[Rows from a dataset of pages and code]
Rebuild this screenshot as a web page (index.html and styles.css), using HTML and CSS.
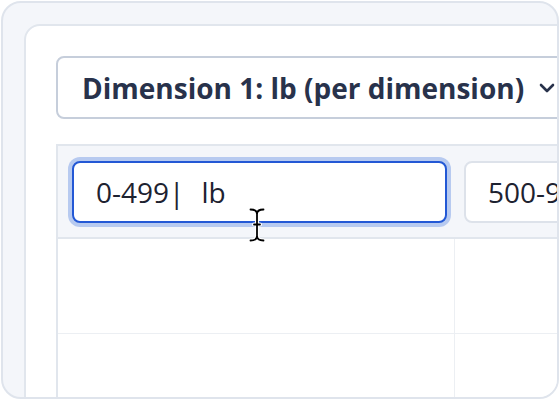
FILE: index.html
```html
<!DOCTYPE html>
<html>
<head>
<meta charset="utf-8">
<link rel="stylesheet" href="styles.css">
</head>
<body>
<div class="frame">
  <div class="card">
    <div class="select">
      <span class="select-label">Dimension 1: lb (per dimension)</span>
      <svg class="chevron" width="16" height="10" viewBox="0 0 16 10"><path d="M2 2 L8 8 L14 2" fill="none" stroke="#28324b" stroke-width="2.6" stroke-linecap="round" stroke-linejoin="round"/></svg>
    </div>
    <div class="table">
      <div class="head">
        <div class="hcell first">
          <div class="input focused">
            <span class="value">0-499|</span><span class="unit">lb</span>
            <svg class="ibeam" width="16" height="34" viewBox="0 0 16 34">
              <g fill="none" stroke-linecap="round">
                <path d="M1.5 1.5 C5 1.5 8 2.5 8 6 V28 C8 31.5 5 32.5 1.5 32.5 M14.5 1.5 C11 1.5 8 2.5 8 6 M8 28 C8 31.5 11 32.5 14.5 32.5 M5 16.5 H11" stroke="#fff" stroke-width="4"/>
                <path d="M1.5 1.5 C5 1.5 8 2.5 8 6 V28 C8 31.5 5 32.5 1.5 32.5 M14.5 1.5 C11 1.5 8 2.5 8 6 M8 28 C8 31.5 11 32.5 14.5 32.5 M5 16.5 H11" stroke="#000" stroke-width="1.8"/>
              </g>
            </svg>
          </div>
        </div>
        <div class="hcell second">
          <div class="input"><span class="value">500-999</span><span class="unit">lb</span></div>
        </div>
      </div>
      <div class="row">
        <div class="cell first"></div>
        <div class="cell"></div>
      </div>
      <div class="row">
        <div class="cell first"></div>
        <div class="cell"></div>
      </div>
    </div>
  </div>
</div>
</body>
</html>
```
FILE: styles.css
```css
* { box-sizing: border-box; }
html, body { margin: 0; padding: 0; background: #ffffff; }
body { width: 560px; height: 400px; overflow: hidden; font-family: "Open Sans", "Noto Sans", sans-serif; }

.frame {
  margin: 1px;
  width: 558px;
  height: 398px;
  border: 2px solid #dfe4ec;
  border-radius: 20px;
  background: #f4f6fa;
  overflow: hidden;
  padding: 21px 0 0 21px;
}

.card {
  width: 640px;
  height: 520px;
  border: 2px solid #e1e6ed;
  border-radius: 16px;
  background: #ffffff;
  padding: 30px;
}

.select {
  display: flex;
  align-items: center;
  width: 620px;
  height: 63px;
  border: 2px solid #c6cedb;
  border-radius: 8px;
  padding-left: 24px;
  background: #fff;
}
.select-label {
  font-weight: 700;
  font-size: 28px;
  color: #28324b;
  white-space: nowrap;
}
.chevron { margin-left: 15px; flex: none; }

.table {
  margin-top: 25px;
  width: 620px;
  border-left: 2px solid #e1e6ed;
  border-top: 2px solid #e1e6ed;
}
.head {
  display: grid;
  grid-template-columns: 397px 1fr;
  background: #f4f6fa;
  border-bottom: 2px solid #e1e6ed;
}
.hcell.first { padding: 15px 8px 14px 14px; }
.hcell.second { padding: 15px 0 14px 9px; }

.input {
  position: relative;
  display: flex;
  align-items: center;
  height: 62px;
  width: 375px;
  border: 2px solid #dde2ea;
  border-radius: 8px;
  background: #fff;
  padding-left: 22px;
  font-size: 28px;
  color: #1d2230;
  white-space: nowrap;
}
.input.focused {
  border-color: #2358d5;
  box-shadow: 0 0 0 4px #b7caf0;
}
.unit { margin-left: 17px; }

.ibeam {
  position: absolute;
  left: 175px;
  top: 45px;
}

.row {
  display: grid;
  grid-template-columns: 397px 1fr;
  height: 95px;
  border-bottom: 1px solid #eceff3;
}
.cell.first { border-right: 1px solid #eceff3; }
```
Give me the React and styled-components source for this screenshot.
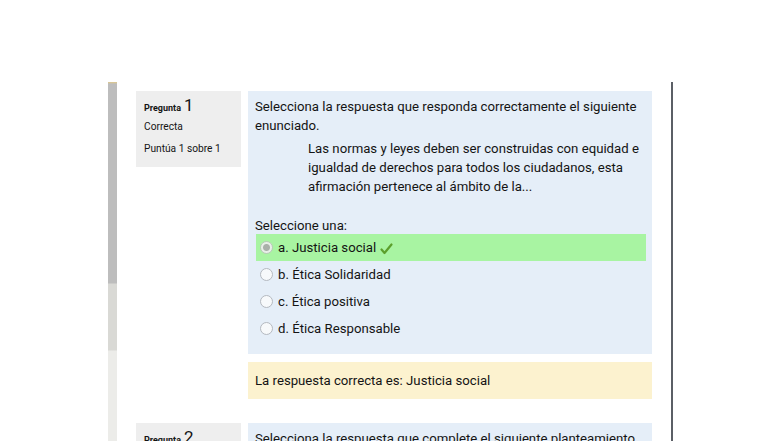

### PROBLEM DESCRIPTION
Transcribe every entry above exactly. Omit all pictures.

### THE COMPLETED TASK
Rebuild this screenshot as a web page (index.html and styles.css), using HTML and CSS.
FILE: index.html
```html
<!DOCTYPE html>
<html>
<head>
<meta charset="utf-8">
<link rel="stylesheet" href="styles.css">
</head>
<body>
<div class="frame">
  <div class="card">
    <div class="select">
      <span class="select-label">Dimension 1: lb (per dimension)</span>
      <svg class="chevron" width="16" height="10" viewBox="0 0 16 10"><path d="M2 2 L8 8 L14 2" fill="none" stroke="#28324b" stroke-width="2.6" stroke-linecap="round" stroke-linejoin="round"/></svg>
    </div>
    <div class="table">
      <div class="head">
        <div class="hcell first">
          <div class="input focused">
            <span class="value">0-499|</span><span class="unit">lb</span>
            <svg class="ibeam" width="16" height="34" viewBox="0 0 16 34">
              <g fill="none" stroke-linecap="round">
                <path d="M1.5 1.5 C5 1.5 8 2.5 8 6 V28 C8 31.5 5 32.5 1.5 32.5 M14.5 1.5 C11 1.5 8 2.5 8 6 M8 28 C8 31.5 11 32.5 14.5 32.5 M5 16.5 H11" stroke="#fff" stroke-width="4"/>
                <path d="M1.5 1.5 C5 1.5 8 2.5 8 6 V28 C8 31.5 5 32.5 1.5 32.5 M14.5 1.5 C11 1.5 8 2.5 8 6 M8 28 C8 31.5 11 32.5 14.5 32.5 M5 16.5 H11" stroke="#000" stroke-width="1.8"/>
              </g>
            </svg>
          </div>
        </div>
        <div class="hcell second">
          <div class="input"><span class="value">500-999</span><span class="unit">lb</span></div>
        </div>
      </div>
      <div class="row">
        <div class="cell first"></div>
        <div class="cell"></div>
      </div>
      <div class="row">
        <div class="cell first"></div>
        <div class="cell"></div>
      </div>
    </div>
  </div>
</div>
</body>
</html>
```
FILE: styles.css
```css
* { box-sizing: border-box; }
html, body { margin: 0; padding: 0; background: #ffffff; }
body { width: 560px; height: 400px; overflow: hidden; font-family: "Open Sans", "Noto Sans", sans-serif; }

.frame {
  margin: 1px;
  width: 558px;
  height: 398px;
  border: 2px solid #dfe4ec;
  border-radius: 20px;
  background: #f4f6fa;
  overflow: hidden;
  padding: 21px 0 0 21px;
}

.card {
  width: 640px;
  height: 520px;
  border: 2px solid #e1e6ed;
  border-radius: 16px;
  background: #ffffff;
  padding: 30px;
}

.select {
  display: flex;
  align-items: center;
  width: 620px;
  height: 63px;
  border: 2px solid #c6cedb;
  border-radius: 8px;
  padding-left: 24px;
  background: #fff;
}
.select-label {
  font-weight: 700;
  font-size: 28px;
  color: #28324b;
  white-space: nowrap;
}
.chevron { margin-left: 15px; flex: none; }

.table {
  margin-top: 25px;
  width: 620px;
  border-left: 2px solid #e1e6ed;
  border-top: 2px solid #e1e6ed;
}
.head {
  display: grid;
  grid-template-columns: 397px 1fr;
  background: #f4f6fa;
  border-bottom: 2px solid #e1e6ed;
}
.hcell.first { padding: 15px 8px 14px 14px; }
.hcell.second { padding: 15px 0 14px 9px; }

.input {
  position: relative;
  display: flex;
  align-items: center;
  height: 62px;
  width: 375px;
  border: 2px solid #dde2ea;
  border-radius: 8px;
  background: #fff;
  padding-left: 22px;
  font-size: 28px;
  color: #1d2230;
  white-space: nowrap;
}
.input.focused {
  border-color: #2358d5;
  box-shadow: 0 0 0 4px #b7caf0;
}
.unit { margin-left: 17px; }

.ibeam {
  position: absolute;
  left: 175px;
  top: 45px;
}

.row {
  display: grid;
  grid-template-columns: 397px 1fr;
  height: 95px;
  border-bottom: 1px solid #eceff3;
}
.cell.first { border-right: 1px solid #eceff3; }
```
Give me the React and styled-components source for this screenshot.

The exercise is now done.